DATA LINES ->
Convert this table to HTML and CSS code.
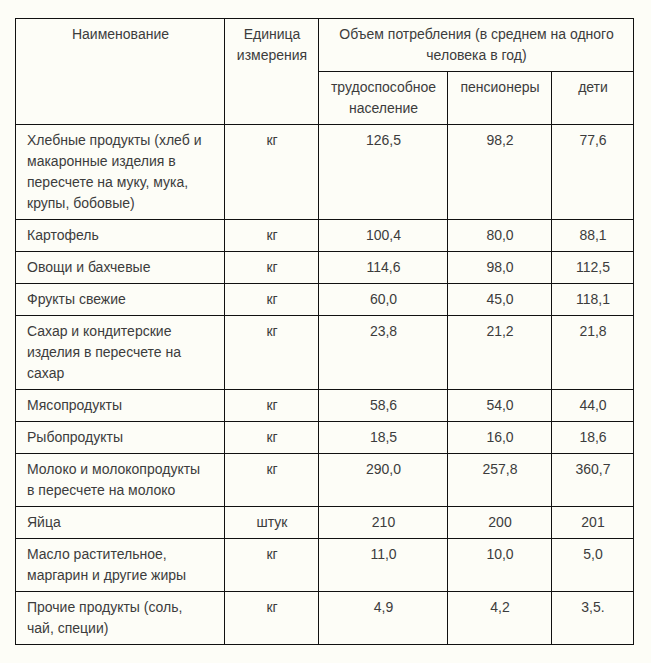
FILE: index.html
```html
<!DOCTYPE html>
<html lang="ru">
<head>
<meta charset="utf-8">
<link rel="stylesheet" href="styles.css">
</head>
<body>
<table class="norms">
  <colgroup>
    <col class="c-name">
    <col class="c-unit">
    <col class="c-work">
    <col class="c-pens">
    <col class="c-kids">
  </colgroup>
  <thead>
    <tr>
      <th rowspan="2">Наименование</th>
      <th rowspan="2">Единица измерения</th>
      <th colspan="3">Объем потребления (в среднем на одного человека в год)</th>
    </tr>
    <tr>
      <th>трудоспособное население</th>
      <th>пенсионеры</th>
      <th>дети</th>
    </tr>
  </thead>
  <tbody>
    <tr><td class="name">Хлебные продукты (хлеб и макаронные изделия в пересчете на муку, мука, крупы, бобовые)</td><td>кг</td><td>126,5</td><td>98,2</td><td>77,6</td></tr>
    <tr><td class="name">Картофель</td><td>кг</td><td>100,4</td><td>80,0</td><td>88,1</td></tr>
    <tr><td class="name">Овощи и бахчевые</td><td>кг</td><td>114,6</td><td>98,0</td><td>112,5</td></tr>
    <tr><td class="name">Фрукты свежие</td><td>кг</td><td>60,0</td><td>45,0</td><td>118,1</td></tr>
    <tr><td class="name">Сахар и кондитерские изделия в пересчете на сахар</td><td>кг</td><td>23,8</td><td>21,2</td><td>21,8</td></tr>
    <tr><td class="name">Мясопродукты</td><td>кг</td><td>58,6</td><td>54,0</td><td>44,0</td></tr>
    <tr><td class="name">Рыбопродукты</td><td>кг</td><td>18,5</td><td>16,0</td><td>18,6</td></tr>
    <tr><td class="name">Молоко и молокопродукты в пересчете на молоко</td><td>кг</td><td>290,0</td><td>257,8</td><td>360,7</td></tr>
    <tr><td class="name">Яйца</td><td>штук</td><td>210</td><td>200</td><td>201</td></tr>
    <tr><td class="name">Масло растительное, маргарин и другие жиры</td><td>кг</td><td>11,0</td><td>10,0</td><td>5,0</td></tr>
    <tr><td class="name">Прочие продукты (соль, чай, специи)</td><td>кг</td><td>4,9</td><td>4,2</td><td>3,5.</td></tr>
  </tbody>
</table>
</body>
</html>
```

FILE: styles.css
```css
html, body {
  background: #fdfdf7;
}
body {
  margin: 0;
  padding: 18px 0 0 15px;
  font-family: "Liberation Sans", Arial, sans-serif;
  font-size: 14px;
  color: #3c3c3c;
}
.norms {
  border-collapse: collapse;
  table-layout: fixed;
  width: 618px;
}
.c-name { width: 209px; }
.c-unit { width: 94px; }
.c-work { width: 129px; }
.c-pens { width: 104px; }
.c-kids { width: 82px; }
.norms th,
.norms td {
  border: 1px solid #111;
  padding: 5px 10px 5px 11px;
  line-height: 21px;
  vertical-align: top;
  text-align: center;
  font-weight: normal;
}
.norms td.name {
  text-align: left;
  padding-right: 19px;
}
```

EXERCISE DESCRIPTION -> Skip every picture and transcribe the data above exactly.

SOLVED EXERCISE ->
Convert this table to HTML and CSS code.
FILE: index.html
```html
<!DOCTYPE html>
<html lang="ru">
<head>
<meta charset="utf-8">
<link rel="stylesheet" href="styles.css">
</head>
<body>
<table class="norms">
  <colgroup>
    <col class="c-name">
    <col class="c-unit">
    <col class="c-work">
    <col class="c-pens">
    <col class="c-kids">
  </colgroup>
  <thead>
    <tr>
      <th rowspan="2">Наименование</th>
      <th rowspan="2">Единица измерения</th>
      <th colspan="3">Объем потребления (в среднем на одного человека в год)</th>
    </tr>
    <tr>
      <th>трудоспособное население</th>
      <th>пенсионеры</th>
      <th>дети</th>
    </tr>
  </thead>
  <tbody>
    <tr><td class="name">Хлебные продукты (хлеб и макаронные изделия в пересчете на муку, мука, крупы, бобовые)</td><td>кг</td><td>126,5</td><td>98,2</td><td>77,6</td></tr>
    <tr><td class="name">Картофель</td><td>кг</td><td>100,4</td><td>80,0</td><td>88,1</td></tr>
    <tr><td class="name">Овощи и бахчевые</td><td>кг</td><td>114,6</td><td>98,0</td><td>112,5</td></tr>
    <tr><td class="name">Фрукты свежие</td><td>кг</td><td>60,0</td><td>45,0</td><td>118,1</td></tr>
    <tr><td class="name">Сахар и кондитерские изделия в пересчете на сахар</td><td>кг</td><td>23,8</td><td>21,2</td><td>21,8</td></tr>
    <tr><td class="name">Мясопродукты</td><td>кг</td><td>58,6</td><td>54,0</td><td>44,0</td></tr>
    <tr><td class="name">Рыбопродукты</td><td>кг</td><td>18,5</td><td>16,0</td><td>18,6</td></tr>
    <tr><td class="name">Молоко и молокопродукты в пересчете на молоко</td><td>кг</td><td>290,0</td><td>257,8</td><td>360,7</td></tr>
    <tr><td class="name">Яйца</td><td>штук</td><td>210</td><td>200</td><td>201</td></tr>
    <tr><td class="name">Масло растительное, маргарин и другие жиры</td><td>кг</td><td>11,0</td><td>10,0</td><td>5,0</td></tr>
    <tr><td class="name">Прочие продукты (соль, чай, специи)</td><td>кг</td><td>4,9</td><td>4,2</td><td>3,5.</td></tr>
  </tbody>
</table>
</body>
</html>
```

FILE: styles.css
```css
html, body {
  background: #fdfdf7;
}
body {
  margin: 0;
  padding: 18px 0 0 15px;
  font-family: "Liberation Sans", Arial, sans-serif;
  font-size: 14px;
  color: #3c3c3c;
}
.norms {
  border-collapse: collapse;
  table-layout: fixed;
  width: 618px;
}
.c-name { width: 209px; }
.c-unit { width: 94px; }
.c-work { width: 129px; }
.c-pens { width: 104px; }
.c-kids { width: 82px; }
.norms th,
.norms td {
  border: 1px solid #111;
  padding: 5px 10px 5px 11px;
  line-height: 21px;
  vertical-align: top;
  text-align: center;
  font-weight: normal;
}
.norms td.name {
  text-align: left;
  padding-right: 19px;
}
```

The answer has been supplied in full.